12Le peu de références scientifiques sur ces nouvelles formes de promenade nous amène à privilégier une approche inductive afin de révéler toute la complexité de ces expériences. Il nous a semblé pertinent d'analyser, dans le cadre de cette recherche exploratoire les dispositifs artistiques conçus par les artistes afin d'expliquer le déroulement de leur « création mobile ». Ainsi nous serons en mesure d'identifier toute l'ampleur des expériences suggérées par les artistes.
13Ainsi, nous avons choisi de travailler sur l'analyse de différents documents : la présentation des dispositifs artistiques, des œuvres, des audioguides et vidéoguides qui permettent de cerner ce qui est transmis et de quelle façon. Nous avons sélectionné ce corpus à partir des critères d'inclusion suivants : les dispositifs artistiques retenus devaient se faire sous forme de promenade in situ et aborder la ville ainsi que la nature. À partir de ces critères, nous avons effectué une recherche à partir d'internet. Ceci a demandé une lecture approfondie de chaque site sélectionné afin d'évaluer la pertinence de chacun des dispositifs au regard des critères mentionnés plus haut. Ainsi, nous ne nous sommes pas limitées à un type d'art comme l'art écologique, mais plutôt à une façon de mettre en scène le dispositif artistique qui impose le mouvement comme acte de création.
14Pour analyser ce matériel, nous avons eu recours à l'analyse de contenu qualitative afin de faire émerger les thématiques abordées dans chacun des documents. Pour ce faire, nous avons choisi une approche ouverte et inductive de généralisation et d'abstraction des données, consistant au codage des principales dimensions et au codage sélectif des idées centrales et répétitives. Dans cette approche ouverte, la grille est élaborée à partir des verbatims. De plus, « une rétroaction constante entre le document, les extraits, les définitions des catégories dans lesquelles les extraits sont rassemblés et les relations entre les catégories qui constituent la classification en arbre ou en réseau de catégories » (Sabourin, 2009 : 432) est effectuée. Ceci nous permet d'approfondir le sujet en nous laissant une plus grande ouverture dans l'analyse plutôt que de nous limiter à quelques catégories réductrices. Au total, ce sont 6 dispositifs qui ont été analysés : deux dispositifs du groupe d'artistes Audiotopie (« Inclusion Tactile » (2010) et « Dans le ventre du parc Jarry » (2011), un dispositif de la chorégraphe Julie Lebel (les carnets de marche (2008)), deux dispositifs de l'artiste promeneur Hendrik Sturm (une promenade à Marseille et une autre au Bois de Vincennes (2011)) enfin, deux dispositifs de l'artiste Jan Torpus (la perception augmentée dans les rues de Bâle (2008) et le Life Clipper 3 (2010))).

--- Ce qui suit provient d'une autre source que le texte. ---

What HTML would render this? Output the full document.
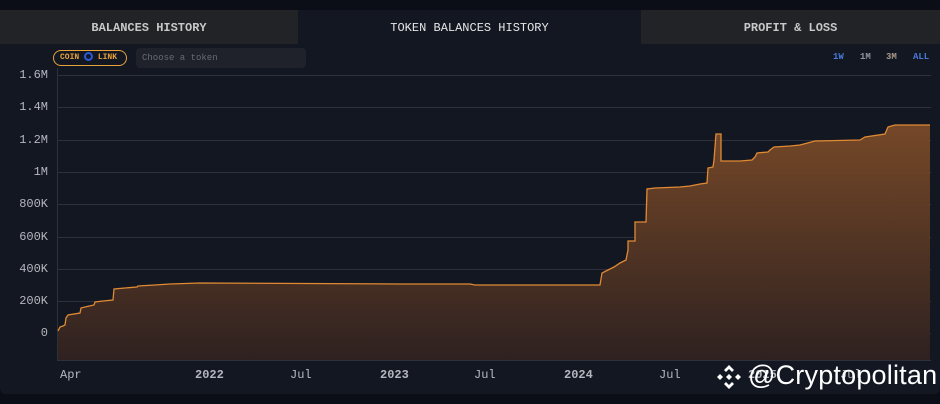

15Dans l'idée d'offrir au lecteur le plus d'information possible sur chaque artiste, son champ d'intérêt, sa philosophie, etc. nous allons présenter dans cette sous-partie chacun des artistes ainsi que les dispositifs retenus.
16Diplômée du baccalauréat en danse contemporaine de l'Université du Québec à Montréal (1998) et réside à Vancouver depuis 2006. Elle base sa démarche sur la création in situ et avec la communauté (créations intergénérationnelles avec des non-danseurs, recherche sur les performances de danse spontanées et publiques [Flash Mob] et projets psycho-géographiques). Elle voit ses créations avec la communauté intitulées Drift-Walks [en français : Marche et dérive] « comme des actes de résistance poétique ; à travers ces activités, les participants sont capables de mettre en pratique leur créativité. »1
17Les Marches et dérives (Drift-Walks) peuvent prendre place dans un parc ou dans n'importe quel lieu tranquille à l'extérieur. L'expérience dure entre 45 minutes et trois heures au total, dépendamment du paysage. Des carnets de marche sont distribués aux participants à un point de rencontre, comprenant des questions et des espaces pour écrire et dessiner. Les questions du carnet ont pour but d'éveiller la conscience corporelle : par le regard, le toucher et l'écoute, les participants feront des associations et des investigations rattachées à leurs sensations physiques. L'idée est de laisser le participant choisir les exercices significatifs pour lui à n'importe quel moment de la marche. Il lui est suggéré « d'arriver » et de commencer par explorer l'environnement simplement en prenant le temps de s'installer dans l'espace avant de prendre une quelconque décision. Au sein des groupes des Marches et dérives, les participants choisissent avec créativité ce qu'ils veulent regarder et écouter en suivant non pas uniquement les repères externes, mais également leurs propres associations d'idées intérieures. Ils démontrent une connexion avec leur physicalité, ainsi qu'un éveil et une conscience de l'utilisation de l'espace et du temps. L'artiste considère ces marches comme des performances miniatures.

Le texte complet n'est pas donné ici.